Egypt asks West to intervene in Syria as crackdown continues
Egypt is trying to coordinate a visit of a Western envoy to Syria, where a violent crackdown on anti-government protests is under way, a regional daily reported Sunday.
Foreign Minister Nabil al-Arabi told al-Hayat daily that Egypt was working "behind curtains" in an effort to prevent a decision against Syria by the United Nations Security Council, dpa reported.
Al-Arabi also said he hoped that Syria is serious about reform, and urged the government to begin implementing reforms immediately.
At least 1,300 people have been killed and over 10,000 detained since anti-government protests began mid-March, according to rights groups and activists. Due to restrictions on journalists in the country, reports are difficult to verify.
Al-Arabi's remarks come after government tanks advanced inside the north-western town of Jisr al-Shaghur late Saturday, after they were randomly shooting at houses for two days.
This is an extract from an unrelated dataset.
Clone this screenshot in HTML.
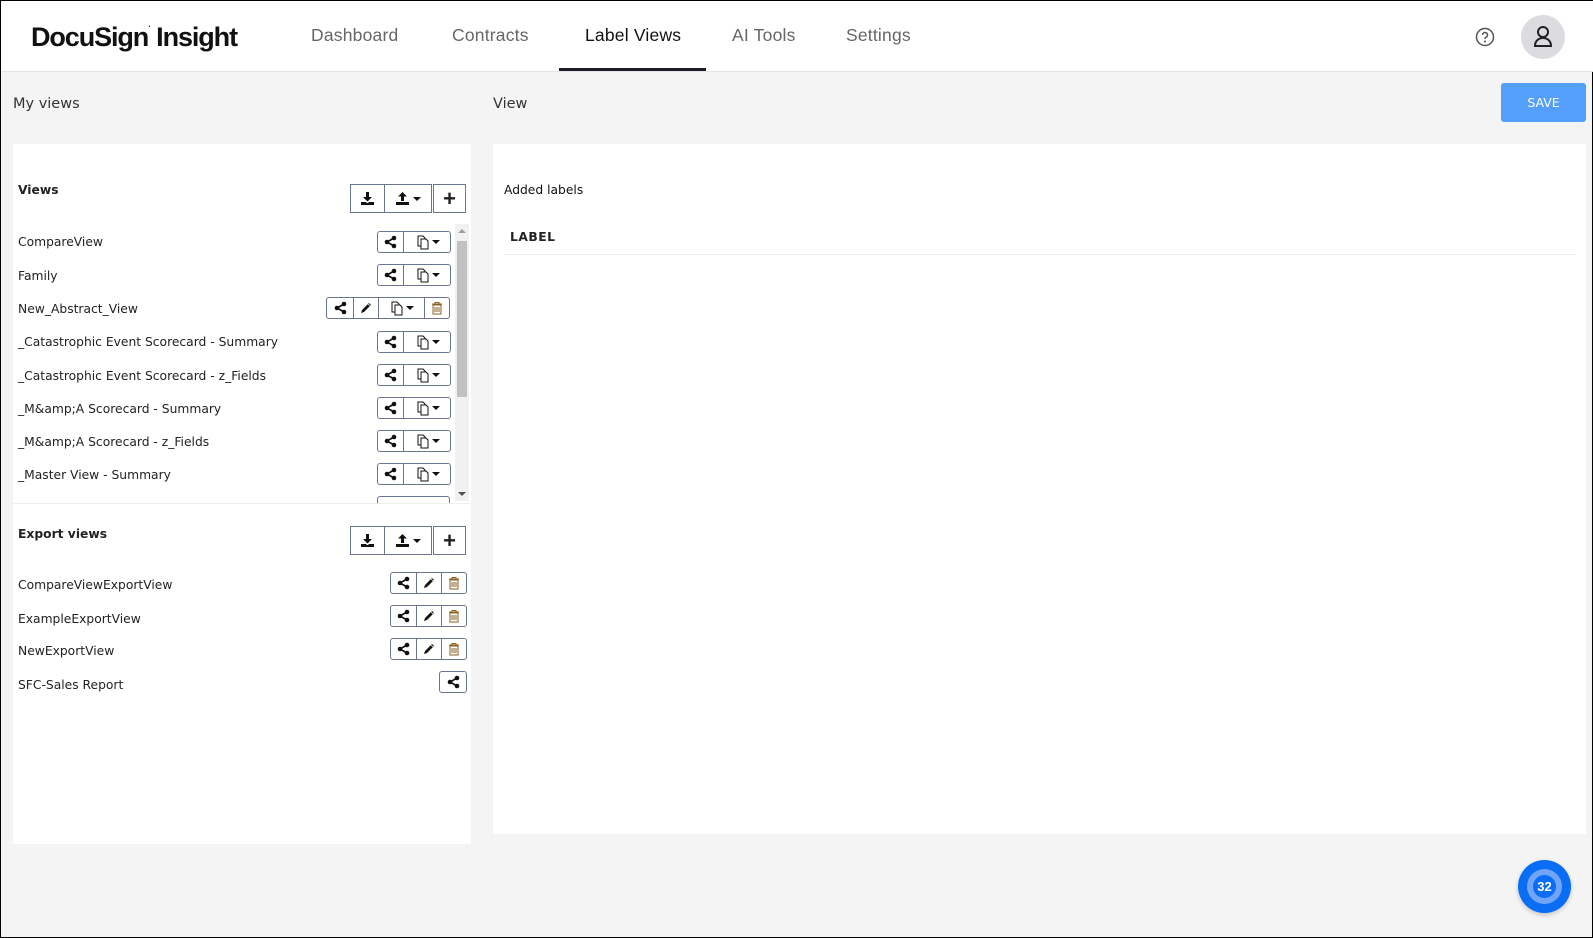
<!DOCTYPE html>
<html><head><meta charset="utf-8"><style>
*{box-sizing:border-box;margin:0;padding:0}
body{width:1593px;height:938px;background:#f4f4f4;font-family:"Liberation Sans","DejaVu Sans",sans-serif;position:relative;overflow:hidden;border:1px solid #000;color:#222}
.abs{position:absolute}
.hdr{left:0;top:0;width:1593px;height:71px;background:#fff;border-bottom:1px solid #e4e4e4}
.logo{left:30px;top:21px;font-size:27px;font-weight:bold;letter-spacing:-1.1px;color:#111}
.nav{top:24px;font-size:17.5px;color:#666;letter-spacing:0.2px}
.t{font-size:12.3px;color:#222;font-family:"DejaVu Sans",sans-serif}
.h{font-size:12.3px;font-weight:bold;color:#222;font-family:"DejaVu Sans",sans-serif}
.grp{position:absolute;display:flex;border:1px solid #6b7590;border-radius:3px;background:#fff;height:22px}
.grp>div{display:flex;align-items:center;justify-content:center;border-left:1px solid #6b7590;height:100%}
.grp>div:first-child{border-left:none}
.big{position:absolute;display:flex;border:1px solid #6b7590;background:#fff;height:29px}
.big>div{display:flex;align-items:center;justify-content:center;border-left:1px solid #6b7590;height:100%}
.big>div:first-child{border-left:none}
.car{display:inline-block;width:0;height:0;border-left:4px solid transparent;border-right:4px solid transparent;border-top:4px solid #111;margin-left:3px}
</style></head><body>
<svg width="0" height="0" style="position:absolute"><defs>
<g id="sh"><circle cx="10" cy="3" r="2.3" fill="#111"/><circle cx="3" cy="7" r="2.3" fill="#111"/><circle cx="10" cy="11" r="2.3" fill="#111"/><path d="M10 3L3 7L10 11" stroke="#111" stroke-width="1.6" fill="none"/></g>
<g id="cp"><path d="M3 1h5l2 2v8H3z" fill="#fff" stroke="#111"/><path d="M6 4h5l2 2v8H6z" fill="#fff" stroke="#111"/></g>
<g id="pe"><path d="M2 12l1-3 7-7 2 2-7 7z" fill="#111"/><path d="M9 3l2 2" stroke="#fff" stroke-width="0.8"/></g>
<g id="tr"><path d="M2 3h10M5 3V1.5h4V3" stroke="#8a6020" fill="none"/><path d="M3 4h8v9H3z" fill="#fff" stroke="#8a6020"/><path d="M5 6v5M7 6v5M9 6v5" stroke="#8a6020"/></g>
<g id="dl"><path d="M6 0h3v5h3l-4.5 4.5L3 5h3z" fill="#111"/><path d="M1 10h5l1 1h1l1-1h5v3H1z" fill="#111"/></g>
<g id="ul"><path d="M6 9h3V4.5h3L7.5 0L3 4.5h3z" fill="#111"/><path d="M1 10h13v3H1z" fill="#111"/></g>
</defs></svg>
<div class="abs hdr"></div>
<div class="abs logo">DocuSign<span style="font-size:8px;vertical-align:top">·</span> Insight</div>
<div class="abs nav" style="left:310px">Dashboard</div>
<div class="abs nav" style="left:451px">Contracts</div>
<div class="abs nav" style="left:584px;color:#111">Label Views</div>
<div class="abs nav" style="left:731px">AI Tools</div>
<div class="abs nav" style="left:845px">Settings</div>
<div class="abs" style="left:558px;top:67px;width:147px;height:3px;background:#1e1e2a"></div>
<svg class="abs" style="left:1474px;top:26px" width="20" height="20" viewBox="0 0 20 20"><circle cx="10" cy="10" r="8.5" fill="none" stroke="#555" stroke-width="1.5"/><path d="M7.5 8a2.5 2.5 0 1 1 3.5 2.3c-.8.4-1 .9-1 1.7" fill="none" stroke="#555" stroke-width="1.5"/><circle cx="10" cy="14.5" r="1" fill="#555"/></svg>
<div class="abs" style="left:1520px;top:14px;width:44px;height:44px;border-radius:50%;background:#dcdce0"></div>
<svg class="abs" style="left:1531px;top:24px" width="22" height="24" viewBox="0 0 22 24"><circle cx="11" cy="7" r="5" fill="none" stroke="#222" stroke-width="2"/><path d="M3 21c0-5 3.5-8 8-8s8 3 8 8z" fill="none" stroke="#222" stroke-width="2"/></svg>
<div class="abs" style="left:12px;top:95px;font-size:14.5px;color:#333;font-family:'DejaVu Sans',sans-serif">My views</div>
<div class="abs" style="left:492px;top:95px;font-size:14.5px;color:#333;font-family:'DejaVu Sans',sans-serif">View</div>
<div class="abs" style="left:1500px;top:82px;width:85px;height:39px;background:#549ff9;border-radius:3px;color:#fff;font-size:12.5px;text-align:center;line-height:39px;font-family:'DejaVu Sans',sans-serif">SAVE</div>

<div class="abs" style="left:12px;top:143px;width:458px;height:700px;background:#fff"></div>
<div class="abs" style="left:492px;top:143px;width:1093px;height:690px;background:#fff"></div>

<div class="abs h" style="left:17px;top:182px">Views</div>
<div class="big" style="left:349px;top:183px"><div style="width:33px"><svg width="15" height="13"><use href="#dl"/></svg></div><div style="width:47px"><svg width="15" height="13"><use href="#ul"/></svg><span class="car"></span></div></div>
<div class="big" style="left:432px;top:183px;width:33px;justify-content:center;align-items:center;font-size:22px;font-weight:bold">+</div>

<div class="abs" style="left:454px;top:223px;width:14px;height:277px;background:#f1f1f1"></div>
<div class="abs" style="left:456px;top:240px;width:10px;height:156px;background:#c1c1c1"></div>
<div class="abs" style="left:457px;top:228px;border-left:4px solid transparent;border-right:4px solid transparent;border-bottom:4px solid #a0a0a0"></div>
<div class="abs" style="left:457px;top:491px;border-left:4px solid transparent;border-right:4px solid transparent;border-top:4px solid #505050"></div>

<div class="abs t" style="left:17px;top:234px">CompareView</div>
<div class="abs t" style="left:17px;top:268px">Family</div>
<div class="abs t" style="left:17px;top:301px">New_Abstract_View</div>
<div class="abs t" style="left:17px;top:334px">_Catastrophic Event Scorecard - Summary</div>
<div class="abs t" style="left:17px;top:368px">_Catastrophic Event Scorecard - z_Fields</div>
<div class="abs t" style="left:17px;top:401px">_M&amp;amp;A Scorecard - Summary</div>
<div class="abs t" style="left:17px;top:434px">_M&amp;amp;A Scorecard - z_Fields</div>
<div class="abs t" style="left:17px;top:467px">_Master View - Summary</div>

<div class="grp" style="left:376px;top:230px"><div style="width:25px"><svg width="13" height="14"><use href="#sh"/></svg></div><div style="width:47px"><svg width="14" height="15"><use href="#cp"/></svg><span class="car"></span></div></div>
<div class="grp" style="left:376px;top:263px"><div style="width:25px"><svg width="13" height="14"><use href="#sh"/></svg></div><div style="width:47px"><svg width="14" height="15"><use href="#cp"/></svg><span class="car"></span></div></div>
<div class="grp" style="left:325px;top:296px"><div style="width:26px"><svg width="13" height="14"><use href="#sh"/></svg></div><div style="width:25px"><svg width="14" height="14"><use href="#pe"/></svg></div><div style="width:46px"><svg width="14" height="15"><use href="#cp"/></svg><span class="car"></span></div><div style="width:25px"><svg width="14" height="14"><use href="#tr"/></svg></div></div>
<div class="grp" style="left:376px;top:330px"><div style="width:25px"><svg width="13" height="14"><use href="#sh"/></svg></div><div style="width:47px"><svg width="14" height="15"><use href="#cp"/></svg><span class="car"></span></div></div>
<div class="grp" style="left:376px;top:363px"><div style="width:25px"><svg width="13" height="14"><use href="#sh"/></svg></div><div style="width:47px"><svg width="14" height="15"><use href="#cp"/></svg><span class="car"></span></div></div>
<div class="grp" style="left:376px;top:396px"><div style="width:25px"><svg width="13" height="14"><use href="#sh"/></svg></div><div style="width:47px"><svg width="14" height="15"><use href="#cp"/></svg><span class="car"></span></div></div>
<div class="grp" style="left:376px;top:429px"><div style="width:25px"><svg width="13" height="14"><use href="#sh"/></svg></div><div style="width:47px"><svg width="14" height="15"><use href="#cp"/></svg><span class="car"></span></div></div>
<div class="grp" style="left:376px;top:462px"><div style="width:25px"><svg width="13" height="14"><use href="#sh"/></svg></div><div style="width:47px"><svg width="14" height="15"><use href="#cp"/></svg><span class="car"></span></div></div>
<div class="abs" style="left:376px;top:495px;width:73px;height:7px;border:1px solid #6b7590;border-bottom:none;border-radius:3px 3px 0 0"></div>
<div class="abs" style="left:12px;top:502px;width:458px;height:1px;background:#eee"></div>

<div class="abs h" style="left:17px;top:526px">Export views</div>
<div class="big" style="left:349px;top:525px"><div style="width:33px"><svg width="15" height="13"><use href="#dl"/></svg></div><div style="width:47px"><svg width="15" height="13"><use href="#ul"/></svg><span class="car"></span></div></div>
<div class="big" style="left:432px;top:525px;width:33px;justify-content:center;align-items:center;font-size:22px;font-weight:bold">+</div>

<div class="abs t" style="left:17px;top:577px">CompareViewExportView</div>
<div class="abs t" style="left:17px;top:611px">ExampleExportView</div>
<div class="abs t" style="left:17px;top:643px">NewExportView</div>
<div class="abs t" style="left:17px;top:677px">SFC-Sales Report</div>
<div class="grp" style="left:389px;top:571px"><div style="width:25px"><svg width="13" height="14"><use href="#sh"/></svg></div><div style="width:25px"><svg width="14" height="14"><use href="#pe"/></svg></div><div style="width:25px"><svg width="14" height="14"><use href="#tr"/></svg></div></div>
<div class="grp" style="left:389px;top:604px"><div style="width:25px"><svg width="13" height="14"><use href="#sh"/></svg></div><div style="width:25px"><svg width="14" height="14"><use href="#pe"/></svg></div><div style="width:25px"><svg width="14" height="14"><use href="#tr"/></svg></div></div>
<div class="grp" style="left:389px;top:637px"><div style="width:25px"><svg width="13" height="14"><use href="#sh"/></svg></div><div style="width:25px"><svg width="14" height="14"><use href="#pe"/></svg></div><div style="width:25px"><svg width="14" height="14"><use href="#tr"/></svg></div></div>
<div class="grp" style="left:438px;top:670px"><div style="width:26px"><svg width="13" height="14"><use href="#sh"/></svg></div></div>

<div class="abs h" style="left:503px;top:182px;font-weight:normal;color:#111">Added labels</div>
<div class="abs h" style="left:509px;top:229px;letter-spacing:0.5px">LABEL</div>
<div class="abs" style="left:503px;top:253px;width:1072px;height:1px;background:#eee"></div>

<div class="abs" style="left:1517px;top:859px;width:53px;height:53px;border-radius:50%;background:#0a6ef5;box-shadow:0 2px 5px rgba(0,0,0,.2)"></div>
<div class="abs" style="left:1526px;top:868px;width:35px;height:35px;border-radius:50%;background:#6fa4f7"></div>
<div class="abs" style="left:1532px;top:874px;width:23px;height:23px;border-radius:50%;background:#0a6ef5;color:#fff;font-size:13px;font-weight:bold;text-align:center;line-height:23px">32</div>
</body></html>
The government says it is trying to restore security in the town, located near the Turkish borders, after it said over 120 security personnel had been killed by armed groups there.
However, opposition members maintain the deaths were of defectors who were executed by their fellow soldiers.
More than 4,000 people fled the town across the Turkish border.
The US government called on Damascus to halt its offensive in northern Syria and to allow the International Committee for the Red Cross (ICRC) access to the region amid the "humanitarian crisis."
There was "no excuse" for the Syrian government to refuse to allow the ICRC to provide humanitarian assistance, the White House said.